The Regulatory Landscape in Hong Kong

The SFC and HKMA have not issued specific guidance on US tax compliance for Hong Kong trusts, but recent regulatory developments are forcing trustees to address the issue.

The SFC’s 2024 Consultation on Trust Business

In October 2024, the Securities and Futures Commission (SFC) released a consultation paper on proposed amendments to the Code of Conduct for Persons Licensed by or Registered with the SFC, which includes new requirements for trust companies managing cross-border structures. Paragraph 5.7 of the consultation paper requires licensed trust companies to “assess and disclose material tax risks to beneficiaries, including those arising from foreign tax regimes, where the trust has reasonable grounds to believe that a beneficiary is subject to such regimes.” This is a direct response to the growing number of Hong Kong trusts with US beneficiaries, and it imposes a duty of care on trustees that was previously absent. The consultation period closed on 31 January 2025, and the SFC is expected to issue final guidance by Q3 2025. For Hong Kong trust practitioners, this means that failing to address US tax traps could constitute a breach of the Code of Conduct, exposing the trustee to disciplinary action under the Securities and Futures Ordinance (Cap. 571).
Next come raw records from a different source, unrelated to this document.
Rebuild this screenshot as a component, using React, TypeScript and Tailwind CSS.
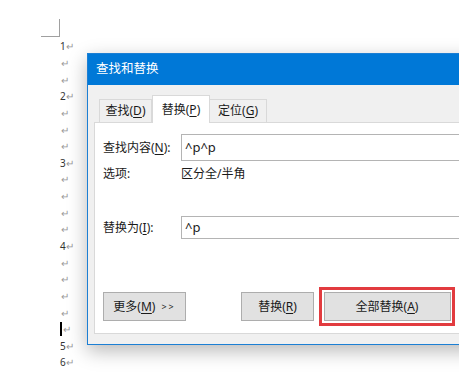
const font = "font-['Noto_Sans','Noto_Sans_CJK_SC',sans-serif]";

// the document gutter: paragraph marks with occasional page-line numbers
const lines: { num?: string; cursor?: boolean }[] = [
  { num: "1" }, {}, {}, { num: "2" }, {}, {}, {}, { num: "3" }, {}, {}, {}, {},
  { num: "4" }, {}, {}, {}, {}, { cursor: true }, { num: "5" }, { num: "6" },
];

function Key({ k }: { k: string }) {
  return <span className="underline underline-offset-2">{k}</span>;
}

function Btn({ children, className }: { children: React.ReactNode; className: string }) {
  return (
    <button className={`h-[29px] bg-[#e1e1e1] border border-[#adadad] text-[12px] text-[#1a1a1a] flex items-center justify-center ${className}`}>
      {children}
    </button>
  );
}

export default function App() {
  return (
    <div className={`relative w-[459px] h-[383px] overflow-hidden bg-white ${font}`}>
      {/* page */}
      <div className="pl-[41px] pt-[19px]">
        <div className="w-[19px] h-[18px] border-r border-b border-[#a0a0a0]" />
        <div className="pl-[19px] pt-[1px]">
          {lines.map((l, i) => (
            <div key={i} className="h-[16.65px] flex items-center text-[10px] leading-none">
              {l.cursor && <span className="inline-block w-[2px] h-[14px] bg-black mr-[1px]" />}
              {l.num && <span className="text-[#333]">{l.num}</span>}
              <span className={`text-[#9a9a9a] ${l.num || l.cursor ? "" : "ml-[1px]"}`}>↵</span>
            </div>
          ))}
        </div>
      </div>

      {/* dialog */}
      <div className="absolute left-[87px] top-[53px] w-[420px] h-[292px] border border-[#1c7fd4] bg-[#f0f0f0] shadow-[0_6px_18px_rgba(0,0,0,0.28)] flex flex-col">
        <div className="h-[31px] bg-[#0078d7] text-white text-[12.5px] flex items-center pl-[8px]">
          查找和替换
        </div>

        <div className="flex-1 pl-[6px] pt-[10px] pb-[10px] flex flex-col">
          {/* tabs */}
          <div className="flex items-end pl-[5px] h-[27px] text-[12px] text-[#1a1a1a]">
            <div className="w-[53px] h-[23px] border border-b-0 border-[#d9d9d9] flex items-center justify-center">
              查找(<Key k="D" />)
            </div>
            <div className="w-[58px] h-[28px] -mb-[1px] bg-white border border-b-0 border-[#d9d9d9] flex items-center justify-center relative z-10">
              替换(<Key k="P" />)
            </div>
            <div className="w-[57px] h-[23px] border border-b-0 border-l-0 border-[#d9d9d9] flex items-center justify-center">
              定位(<Key k="G" />)
            </div>
          </div>

          {/* panel */}
          <div className="flex-1 bg-white border border-[#d9d9d9] pl-[8px] pt-[11px] text-[12px] text-[#1a1a1a] flex flex-col">
            <div className="flex items-center h-[27px]">
              <div className="w-[78px]">查找内容(<Key k="N" />):</div>
              <div className="flex-1 h-[27px] border border-[#b4b4b4] flex items-center pl-[3px] text-[13px]">^p^p</div>
            </div>
            <div className="flex items-center h-[26px]">
              <div className="w-[78px]">选项:</div>
              <div>区分全/半角</div>
            </div>
            <div className="flex items-center h-[23px] mt-[29px]">
              <div className="w-[78px]">替换为(<Key k="I" />):</div>
              <div className="flex-1 h-[23px] border border-[#b4b4b4] flex items-center pl-[3px] text-[13px]">^p</div>
            </div>

            <div className="mt-auto mb-[7px] flex items-center h-[39px]">
              <Btn className="w-[83px]">
                更多(<Key k="M" />)<span className="ml-[6px] text-[9px] tracking-[2px]">&gt;&gt;</span>
              </Btn>
              <Btn className="w-[73px] ml-[55px]">替换(<Key k="R" />)</Btn>
              <div className="ml-[5px] w-[136px] h-[39px] border-[3px] border-[#e23b3f] flex items-center justify-center">
                <Btn className="w-[127px]">全部替换(<Key k="A" />)</Btn>
              </div>
            </div>
          </div>
        </div>
      </div>
    </div>
  );
}
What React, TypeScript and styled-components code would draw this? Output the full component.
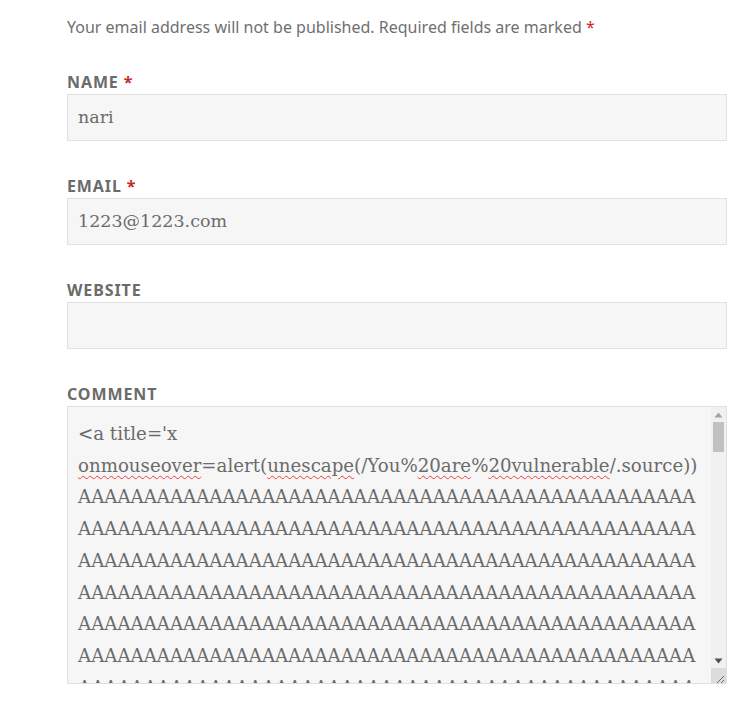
import styled, { createGlobalStyle } from 'styled-components';

const Global = createGlobalStyle`
    body {
        margin: 0;
        background: #fff;
        font-family: "Noto Sans", sans-serif;
    }
`;

const Form = styled.form`
    padding: 15px 20px 0 67px;
    width: 660px;
`;

const Notes = styled.p`
    margin: 0 0 31px;
    font-size: 16px;
    line-height: 24px;
    color: #6f6f6f;
`;

const Required = styled.span`
    color: #c9271e;
`;

const Field = styled.div`
    margin-bottom: 33px;
`;

const Label = styled.label`
    display: block;
    font-size: 16px;
    line-height: 24px;
    font-weight: 700;
    letter-spacing: 0.9px;
    text-transform: uppercase;
    color: #6b6b6b;
`;

const Input = styled.div`
    box-sizing: border-box;
    height: 47px;
    padding: 10px 10px;
    background: #f6f6f6;
    border: 1px solid #e1e1e1;
    font-family: "DejaVu Serif", serif;
    font-size: 17.5px;
    line-height: 25px;
    color: #6b6b6b;
`;

const TextArea = styled.div`
    box-sizing: border-box;
    display: flex;
    height: 278px;
    background: #f6f6f6;
    border: 1px solid #e1e1e1;
`;

const TextContent = styled.div`
    flex: 1;
    overflow: hidden;
    padding: 11px 0 0 10px;
    font-family: "DejaVu Serif", serif;
    font-size: 18.2px;
    line-height: 31.7px;
    color: #6b6b6b;
    white-space: nowrap;
`;

const ScrollBar = styled.div`
    width: 15px;
    display: flex;
    flex-direction: column;
    background: #f1f1f1;
`;

const ArrowButton = styled.div`
    height: 15px;
    display: flex;
    align-items: center;
    justify-content: center;
`;

const Track = styled.div`
    flex: 1;
    padding: 0 2px;
`;

const Thumb = styled.div`
    height: 30px;
    background: #c1c1c1;
`;

const Resizer = styled.div`
    height: 15px;
    background: #dcdcdc;
`;

const Misspelled = styled.span`
    text-decoration: underline wavy #f03c3c;
    text-decoration-thickness: 1px;
    text-underline-offset: 3px;
`;

const aRows = Array.from({ length: 8 }, () => 'A'.repeat(47));

export default function App() {
    return (
        <>
            <Global />
            <Form>
                <Notes>
                    Your email address will not be published. Required fields are marked <Required>*</Required>
                </Notes>
                <Field>
                    <Label>Name <Required>*</Required></Label>
                    <Input>nari</Input>
                </Field>
                <Field>
                    <Label>Email <Required>*</Required></Label>
                    <Input>1223@1223.com</Input>
                </Field>
                <Field>
                    <Label>Website</Label>
                    <Input />
                </Field>
                <Field>
                    <Label>Comment</Label>
                    <TextArea>
                        <TextContent>
                            <div>&lt;a title='x</div>
                            <div>
                                <Misspelled>onmouseover</Misspelled>=alert(<Misspelled>unescape</Misspelled>(/You%<Misspelled>20are</Misspelled>%<Misspelled>20vulnerable</Misspelled>/.source))
                            </div>
                            {aRows.map((row, i) => (
                                <div key={i}>{row}</div>
                            ))}
                        </TextContent>
                        <ScrollBar>
                            <ArrowButton>
                                <svg width="9" height="6" viewBox="0 0 9 6">
                                    <polygon points="0.5,5.5 8.5,5.5 4.5,0.5" fill="#a3a3a3" />
                                </svg>
                            </ArrowButton>
                            <Track>
                                <Thumb />
                            </Track>
                            <ArrowButton>
                                <svg width="9" height="6" viewBox="0 0 9 6">
                                    <polygon points="0.5,0.5 8.5,0.5 4.5,5.5" fill="#505050" />
                                </svg>
                            </ArrowButton>
                            <Resizer>
                                <svg width="15" height="15" viewBox="0 0 15 15">
                                    <line x1="13" y1="6" x2="6" y2="13" stroke="#6e6e6e" strokeWidth="1" />
                                    <line x1="13" y1="10" x2="10" y2="13" stroke="#6e6e6e" strokeWidth="1" />
                                </svg>
                            </Resizer>
                        </ScrollBar>
                    </TextArea>
                </Field>
            </Form>
        </>
    );
}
The HKMA’s Updated AML Guidelines

The HKMA’s revised Anti-Money Laundering and Counter-Terrorist Financing Guidelines (AML/CFT GL-2024/01), effective 1 January 2025, require trust companies to identify the ultimate beneficial owners (UBOs) of all trust structures, including US beneficiaries who may be holding interests through discretionary trusts. Paragraph 6.3 of the guidelines explicitly states that “where a trust has beneficiaries who are tax residents of jurisdictions with mandatory disclosure regimes, including the United States, the trust company must obtain and verify the tax identification number (TIN) of each such beneficiary.” This aligns with the IRS’s requirement under FATCA that foreign trusts report the TIN of each US beneficiary on Form 3520-A. For Hong Kong trustees, the practical implication is that they must now collect TINs from US beneficiaries before any distribution is made, which requires amending trust deeds to include a contractual obligation on beneficiaries to provide this information.

Actionable Takeaways for Hong Kong Trust Practitioners

  1. Conduct a full US tax classification review for every Hong Kong trust that has any US-connected settlor, beneficiary, or power holder, using the IRC Sections 671-679 criteria, before making any distribution or funding decision.

  2. Amend all trust deeds executed after 1 January 2025 to include a mandatory PFIC information-sharing clause and a US beneficiary TIN collection covenant, referencing the STEP HK TN-2024/03 template.

  3. Segregate US and non-US beneficiaries into separate sub-trusts for any trust holding offshore holding companies, real estate, or private equity assets that may be classified as PFICs or CFCs.

  4. File IRS Form 3520-A annually for any trust with a US beneficiary, even if no distribution is made, to avoid the USD 10,000 penalty under IRC Section 6677 for late or incomplete filing.

  5. Engage a US tax attorney with specific experience in foreign trust taxation under Subchapter J to review each trust’s structure before the SFC’s final guidance on cross-border tax risk disclosure is issued in Q3 2025.